Miners and banks boost FTSE 100
STRONGER miners and banking stocks outweighed falls from defensive stocks to leave Britain’s top share index slightly higher by the close yesterday while BSkyB gained after an expected pay-TV review from Ofcom.
The FTSE 100 index ended 7.32 points, or 0.1 per cent, higher at 5,679.64 having closed 0.7 per cent lower on Tuesday and below the 5,700 level for the first time in three sessions.
Banks were the biggest support for the index with Lloyds Banking Group, Standard Chartered, Barclays and Royal Bank of Scotland up 0.3 to 2.3 per cent, though sector heavyweight HSBC fell 0.3 per cent.
Miners also provided support to the index, helped by Morgan Stanley lifting target prices on a number of stocks in a sector review. Anglo America, Xstrata, Fresnillo, Rio Tinto and Antofagasta added 0.2 to 1.5 per cent.
Weak data from the United States that showed employers shed 23,000 jobs, missing a forecast increase, prompted a slight dip in midsession trade, but the move was muted with investors relatively confident on the economic outlook.
“The move was muted and for good reason, the bigger picture is that the US economy is stronger and economies elsewhere are recovering. We are in a strong cyclical recovery,” said Steven Bell, director of hedge fund GLC.
Supporting this view, data showed orders received by US factories rose for a sixth straight month in February.
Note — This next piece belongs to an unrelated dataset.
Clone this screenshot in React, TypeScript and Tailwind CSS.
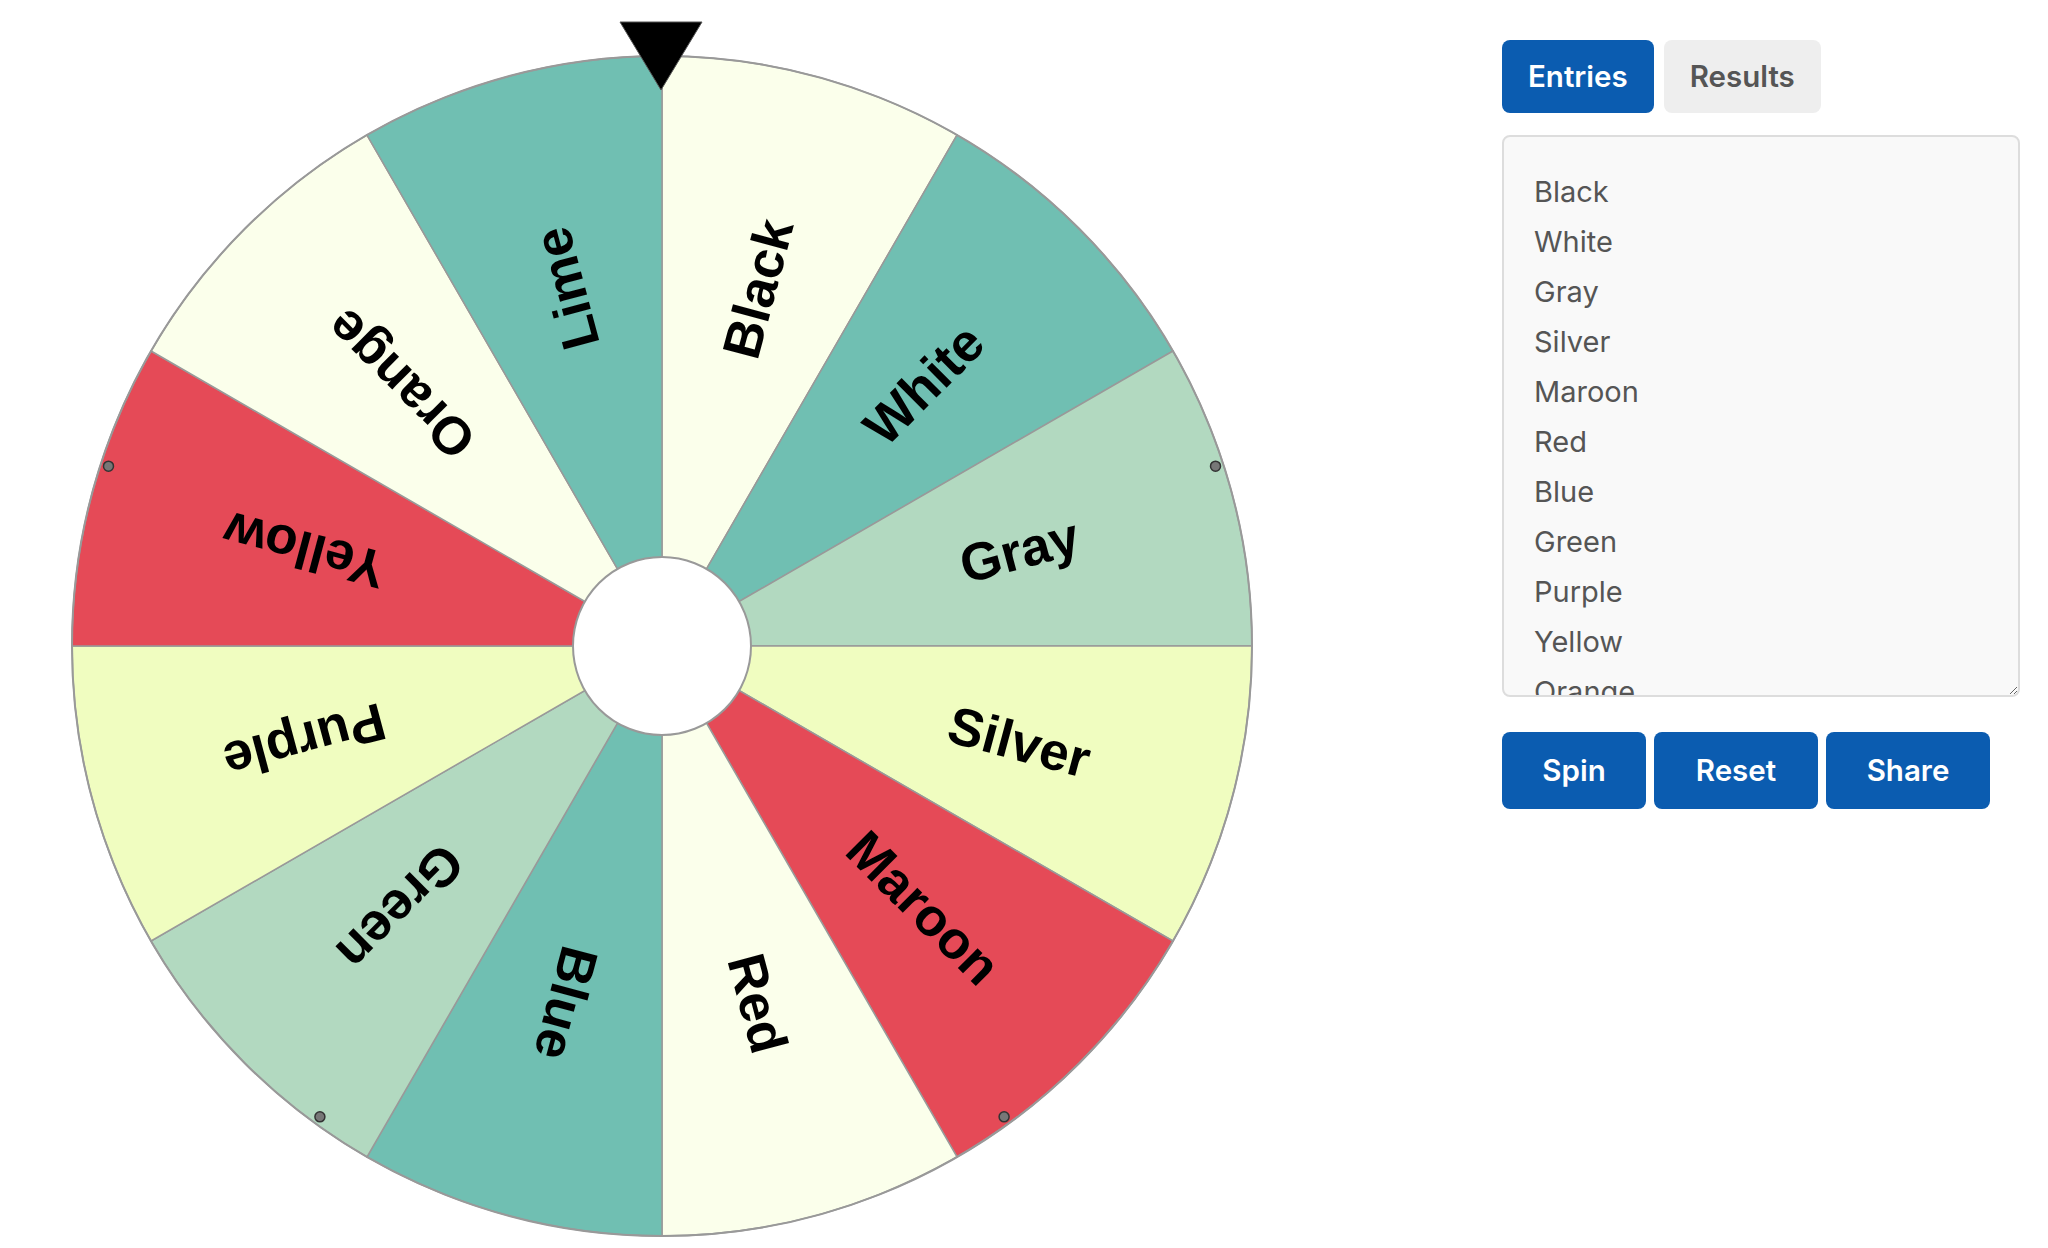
const entries = ["Black", "White", "Gray", "Silver", "Maroon", "Red", "Blue", "Green", "Purple", "Yellow", "Orange", "Lime"];
const colors = ["#fbffeb", "#70bfb2", "#b2d9c0", "#f0fdc0", "#e54a57"];

const CX = 662;
const CY = 646;
const R = 590;

function rad(d: number) {
    return (d * Math.PI) / 180;
}

function Wheel() {
    const step = 360 / entries.length;
    return (
        <svg width={1324} height={1248} className="shrink-0">
            {entries.map((name, i) => {
                const a1 = -90 + step * i;
                const a2 = a1 + step;
                const x1 = CX + R * Math.cos(rad(a1));
                const y1 = CY + R * Math.sin(rad(a1));
                const x2 = CX + R * Math.cos(rad(a2));
                const y2 = CY + R * Math.sin(rad(a2));
                return (
                    <path
                        key={name}
                        d={`M ${CX} ${CY} L ${x1} ${y1} A ${R} ${R} 0 0 1 ${x2} ${y2} Z`}
                        fill={colors[i % colors.length]}
                        stroke="#999"
                        strokeWidth={1.5}
                    />
                );
            })}
            <circle cx={CX} cy={CY} r={R} fill="none" stroke="#999" strokeWidth={2} />
            {entries.map((name, i) => {
                const mid = -90 + step * i + step / 2;
                return (
                    <text
                        key={name}
                        x={CX + 370}
                        y={CY}
                        transform={`rotate(${mid} ${CX} ${CY})`}
                        textAnchor="middle"
                        dominantBaseline="central"
                        fontFamily="'Liberation Sans', Arial, sans-serif"
                        fontWeight={700}
                        fontSize={53}
                        fill="#000"
                    >
                        {name}
                    </text>
                );
            })}
            {[-90, -18, 54, 126, 198].map((a) => (
                <circle
                    key={a}
                    cx={CX + 582 * Math.cos(rad(a))}
                    cy={CY + 582 * Math.sin(rad(a))}
                    r={5}
                    fill="#777"
                    stroke="#333"
                    strokeWidth={1.5}
                />
            ))}
            <circle cx={CX} cy={CY} r={89} fill="#fff" stroke="#999" strokeWidth={2} />
            <polygon points="620,22 702,22 661,90" fill="#000" stroke="#555" strokeWidth={1} />
        </svg>
    );
}

export default function App() {
    return (
        <div className="flex bg-white w-[2048px] h-[1248px] font-['Inter',sans-serif]">
            <Wheel />
            <div className="ml-[178px] pt-10 w-[518px]">
                <div className="flex gap-[10px]">
                    <button className="h-[73px] px-[26px] rounded-lg bg-[#0b5cb0] text-white text-[29.5px] font-semibold">Entries</button>
                    <button className="h-[73px] px-[26px] rounded-lg bg-[#eeeeee] text-[#555] text-[29.5px] font-semibold">Results</button>
                </div>
                <textarea
                    readOnly
                    defaultValue={entries.join("\n")}
                    className="block mt-[22px] w-[518px] h-[562px] p-[30px] border-2 border-[#dddddd] rounded-lg bg-[#f9f9f9] text-[#555] text-[29px] leading-[50px] overflow-hidden outline-none"
                />
                <div className="flex gap-2 mt-[35px]">
                    <button className="h-[77px] w-[144px] rounded-lg bg-[#0b5cb0] text-white text-[29.5px] font-semibold">Spin</button>
                    <button className="h-[77px] w-[164px] rounded-lg bg-[#0b5cb0] text-white text-[29.5px] font-semibold">Reset</button>
                    <button className="h-[77px] w-[164px] rounded-lg bg-[#0b5cb0] text-white text-[29.5px] font-semibold">Share</button>
                </div>
            </div>
        </div>
    );
}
The FTSE 100 gained 6.1 per cent in March, its strongest month since last August and is up 4.9 per cent this year after gaining 22 per cent in 2009. It has gained in four consecutive quarters after seeing five quarters of losses prior to that. BSkyB was the top FTSE 100 riser, up 3.4 per cent as Britain’s dominant pay TV group said it will challenge regulator Ofcom’s ruling that it must make its premium channels showing sports available to its rivals for a set, lower fee.
Defensive stocks were the main drag on the blue-chip index as investors looked to adjust positions on the last day of the first-quarter.